• WORK REQUIRED
Pictures do not belong in your copy. Repeat all the other data exactly.

>> Begin SUPPLIED INFORMATION

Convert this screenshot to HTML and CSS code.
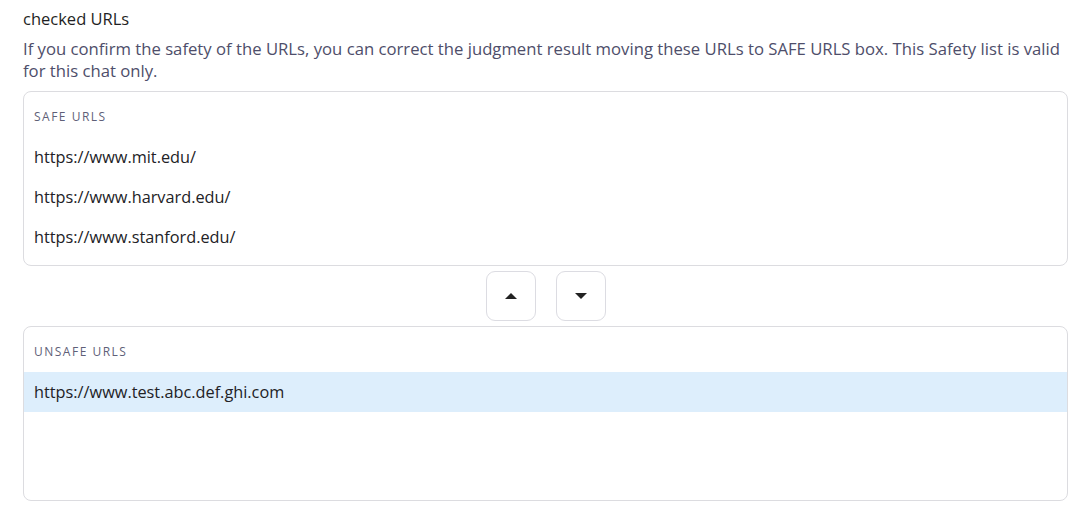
FILE: index.html
```html
<!DOCTYPE html>
<html lang="en">
<head>
<meta charset="utf-8">
<title>checked URLs</title>
<link rel="stylesheet" href="styles.css">
</head>
<body>
<div class="page">
  <div class="title">checked URLs</div>
  <p class="desc">If you confirm the safety of the URLs, you can correct the judgment result moving these URLs to SAFE URLS box. This Safety list is valid for this chat only.</p>
  <div class="box">
    <div class="label">SAFE URLS</div>
    <ul class="list">
      <li class="item">https://www.mit.edu/</li>
      <li class="item">https://www.harvard.edu/</li>
      <li class="item">https://www.stanford.edu/</li>
    </ul>
  </div>
  <div class="controls">
    <button class="btn" type="button" aria-label="Move up">
      <svg width="14" height="8" viewBox="0 0 14 8"><path d="M1 7 L7 1 L13 7 Z" fill="#222"/></svg>
    </button>
    <button class="btn" type="button" aria-label="Move down">
      <svg width="14" height="8" viewBox="0 0 14 8"><path d="M1 1 L13 1 L7 7 Z" fill="#222"/></svg>
    </button>
  </div>
  <div class="box">
    <div class="label">UNSAFE URLS</div>
    <ul class="list list-min">
      <li class="item selected">https://www.test.abc.def.ghi.com</li>
    </ul>
  </div>
</div>
</body>
</html>
```
FILE: styles.css
```css
html, body {
  margin: 0;
  padding: 0;
  background: #ffffff;
}
body {
  font-family: "Open Sans", "Noto Sans", sans-serif;
  color: #222226;
}
.page {
  width: 1045px;
  padding: 8px 19px 0 23px;
}
.title {
  font-size: 16.5px;
  line-height: 22px;
  color: #1f1f24;
}
.desc {
  margin: 8px 0 9px 0;
  font-size: 16.7px;
  line-height: 22px;
  color: #4e4e6a;
}
.box {
  border: 1px solid #dcdce0;
  border-radius: 8px;
  padding: 16px 0 8px 0;
  background: #fff;
}
.label {
  font-size: 12px;
  line-height: 18px;
  letter-spacing: 1.5px;
  color: #5f5f78;
  padding: 0 10px;
  margin-bottom: 11px;
}
.list {
  list-style: none;
  margin: 0;
  padding: 0;
}
.list-min {
  min-height: 120px;
}
.item {
  height: 40px;
  line-height: 40px;
  padding: 0 10px;
  font-size: 16.3px;
  color: #222226;
}
.selected {
  background: #ddeefc;
}
.controls {
  display: flex;
  justify-content: center;
  gap: 20px;
  margin: 5px 0;
}
.btn {
  width: 50px;
  height: 50px;
  border: 1px solid #dcdce2;
  border-radius: 9px;
  background: #fff;
  display: flex;
  align-items: center;
  justify-content: center;
  padding: 0;
}
.btn svg {
  display: block;
}
```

>> End SUPPLIED INFORMATION

• RESULT FOR THIS EXERCISE
Convert this screenshot to HTML and CSS code.
FILE: index.html
```html
<!DOCTYPE html>
<html lang="en">
<head>
<meta charset="utf-8">
<title>checked URLs</title>
<link rel="stylesheet" href="styles.css">
</head>
<body>
<div class="page">
  <div class="title">checked URLs</div>
  <p class="desc">If you confirm the safety of the URLs, you can correct the judgment result moving these URLs to SAFE URLS box. This Safety list is valid for this chat only.</p>
  <div class="box">
    <div class="label">SAFE URLS</div>
    <ul class="list">
      <li class="item">https://www.mit.edu/</li>
      <li class="item">https://www.harvard.edu/</li>
      <li class="item">https://www.stanford.edu/</li>
    </ul>
  </div>
  <div class="controls">
    <button class="btn" type="button" aria-label="Move up">
      <svg width="14" height="8" viewBox="0 0 14 8"><path d="M1 7 L7 1 L13 7 Z" fill="#222"/></svg>
    </button>
    <button class="btn" type="button" aria-label="Move down">
      <svg width="14" height="8" viewBox="0 0 14 8"><path d="M1 1 L13 1 L7 7 Z" fill="#222"/></svg>
    </button>
  </div>
  <div class="box">
    <div class="label">UNSAFE URLS</div>
    <ul class="list list-min">
      <li class="item selected">https://www.test.abc.def.ghi.com</li>
    </ul>
  </div>
</div>
</body>
</html>
```
FILE: styles.css
```css
html, body {
  margin: 0;
  padding: 0;
  background: #ffffff;
}
body {
  font-family: "Open Sans", "Noto Sans", sans-serif;
  color: #222226;
}
.page {
  width: 1045px;
  padding: 8px 19px 0 23px;
}
.title {
  font-size: 16.5px;
  line-height: 22px;
  color: #1f1f24;
}
.desc {
  margin: 8px 0 9px 0;
  font-size: 16.7px;
  line-height: 22px;
  color: #4e4e6a;
}
.box {
  border: 1px solid #dcdce0;
  border-radius: 8px;
  padding: 16px 0 8px 0;
  background: #fff;
}
.label {
  font-size: 12px;
  line-height: 18px;
  letter-spacing: 1.5px;
  color: #5f5f78;
  padding: 0 10px;
  margin-bottom: 11px;
}
.list {
  list-style: none;
  margin: 0;
  padding: 0;
}
.list-min {
  min-height: 120px;
}
.item {
  height: 40px;
  line-height: 40px;
  padding: 0 10px;
  font-size: 16.3px;
  color: #222226;
}
.selected {
  background: #ddeefc;
}
.controls {
  display: flex;
  justify-content: center;
  gap: 20px;
  margin: 5px 0;
}
.btn {
  width: 50px;
  height: 50px;
  border: 1px solid #dcdce2;
  border-radius: 9px;
  background: #fff;
  display: flex;
  align-items: center;
  justify-content: center;
  padding: 0;
}
.btn svg {
  display: block;
}
```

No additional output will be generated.